Isto já tinha saído no Espesso? Escapou-me...
Já li, e gostei muito. Engraçado: só despertou a minha atenção após ler uma crítica positiva. É uma idiotice, eu sei, mas, até esse momento, pela capa, pensei tratar-se de um daqueles livros da treta, auto-ajuda ou coisa do género.
A minha mãe deu-mo nos anos. Gostei muito. Lê-se bem e, acima de tudo, não se fica com um vazio quando se acaba.
Excelentemente bem sugerido, Ana Cristina.
Sofia.
«...até esse momento, pela capa...» Mas quem consegue convencer os editores disso? Quem?
É só papel de parede, sérios concorrentes do IKEA
Obrigada pela sugestão. Fiquei curiosa!
João, acho que saiu este último fim-de-semana. não o cheguei a ver no teu tasco (deve ter sido durante o meu período sabático)
Carlos e Fallorca, até que nem acho...
Fico contente por a Sofia concordar comigo
F., acho que irá gostar
Carlos e Fallorca, eu acho.
Li num post uma crítica perfeita, fui a FNAC e não tinha, encomendei.

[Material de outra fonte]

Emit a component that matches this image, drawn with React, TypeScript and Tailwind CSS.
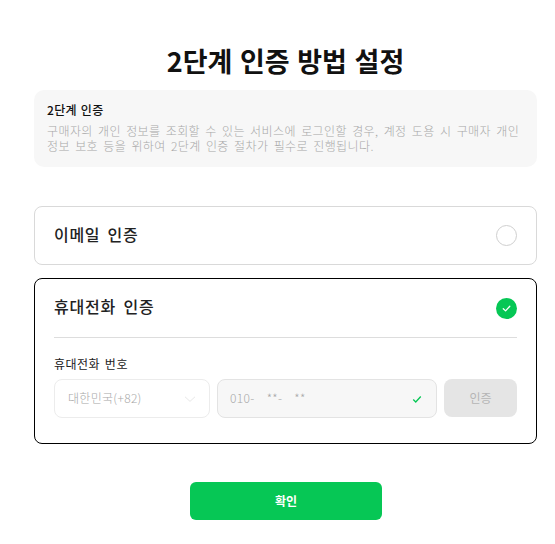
import React from "react";

const font = { fontFamily: '"Noto Sans CJK KR", "Noto Sans", sans-serif' };

export default function App() {
  return (
    <div className="w-[555px] h-[544px] bg-white overflow-hidden pl-[34px] pt-[41px]" style={font}>
      <div className="w-[503px] flex flex-col">
        <h1 className="text-[27px] leading-[40px] font-bold text-center text-[#111111] [word-spacing:1.5px]">2단계 인증 방법 설정</h1>
        <div className="mt-[9px] h-[77px] rounded-[10px] bg-[#f7f7f7] pl-[13px] pr-[10px] pt-[12px]">
          <p className="text-[12px] leading-[16px] font-medium text-[#111111] tracking-[0.3px] [word-spacing:1px]">2단계 인증</p>
          <p className="mt-[5px] text-[12px] leading-[15px] font-light text-[#a8a8a8] tracking-[0.4px] [word-spacing:2.2px] whitespace-nowrap">
            구매자의 개인 정보를 조회할 수 있는 서비스에 로그인할 경우, 계정 도용 시 구매자 개인<br />
            정보 보호 등을 위하여 2단계 인증 절차가 필수로 진행됩니다.
          </p>
        </div>

        <div className="mt-[39px] h-[59px] rounded-[8px] border border-[#d9d9d9] flex items-center justify-between pl-[19px] pr-[19px]">
          <span className="text-[16px] font-medium text-[#222222] tracking-[0.7px] [word-spacing:3px] pb-[4px]">이메일 인증</span>
          <span className="w-[21px] h-[21px] rounded-full border border-[#cfcfcf]" />
        </div>

        <div className="mt-[13px] h-[166px] rounded-[8px] border border-black px-[19px] flex flex-col">
          <div className="h-[59px] flex items-center justify-between border-b border-[#dddddd] shrink-0">
            <span className="text-[16px] font-medium text-[#222222] tracking-[0.8px] [word-spacing:3px] pb-[4px]">휴대전화 인증</span>
            <span className="w-[21px] h-[21px] rounded-full bg-[#06c755] flex items-center justify-center">
              <svg width="11" height="11" viewBox="0 0 12 12" fill="none">
                <path d="M2.5 6.2 5 8.6 9.6 3.6" stroke="#fff" strokeWidth="1.4" strokeLinecap="round" strokeLinejoin="round" />
              </svg>
            </span>
          </div>
          <label className="mt-[17px] text-[12px] leading-[18px] text-[#222222] tracking-[0.5px] [word-spacing:1.5px]">휴대전화 번호</label>
          <div className="mt-[6px] flex gap-[7px] items-start">
            <div className="w-[156px] h-[39px] rounded-[8px] border border-[#ececec] bg-white flex items-center justify-between pl-[13px] pr-[13px]">
              <span className="text-[12px] font-light text-[#a8a8a8] tracking-[0.3px] pb-[2px]">대한민국(+82)</span>
              <svg width="12" height="12" viewBox="0 0 12 12" fill="none">
                <path d="M1 3.8 6 8.4 11 3.8" stroke="#e8e8e8" strokeWidth="1" />
              </svg>
            </div>
            <div className="w-[220px] h-[39px] rounded-[8px] border border-[#e3e3e3] bg-[#f7f7f7] flex items-center justify-between pl-[12px] pr-[14px]">
              <span className="text-[12px] font-light text-[#a8a8a8] whitespace-pre tracking-[0.35px] pb-[2px]">010-    **-    **</span>
              <svg width="10" height="10" viewBox="0 0 12 12" fill="none">
                <path d="M1.5 6.5 4.5 9.5 10.5 3" stroke="#06c755" strokeWidth="1.6" />
              </svg>
            </div>
            <button className="w-[73px] h-[38px] rounded-[8px] bg-[#e5e5e5] text-[12px] text-[#b5b5b5] pb-[1px]">인증</button>
          </div>
        </div>

        <button className="mt-[38px] self-center ml-px w-[192px] h-[38px] rounded-[6px] bg-[#06c755] text-white text-[12px] font-bold">확인</button>
      </div>
    </div>
  );
}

Fiquei doente e pedi que fossem à fnac para mo trazerem, mas ainda não estava ou não foram. Fui a Lisboa e na estação do Oriente não tinha na feira do livro e fnac ou bertrand já não dava. Voltei à fnac e tinha, sem sms e, finalmente, tinha chegado nesse dia. Comprei-o, fui ao cinema e aguardei pelo fim de semana. A capa não gostei nada e pensei vais-me desiludir (estava a falar para o livro). Fiz 24h de urgencia e fui de bicicleta até Vila do Conde, dormi, peguei no livro e parei só qdo acabei.
Agora quero ser "lobo". Já sabia que não tinha arte para ser símia, agora acho que é bom não ter. Mas, as vezes, peço desculpa, dantes, nunca pedia. Este livro pões-me outra vez no bom caminho. Pedir desculpa nunca, antes "rugir" :).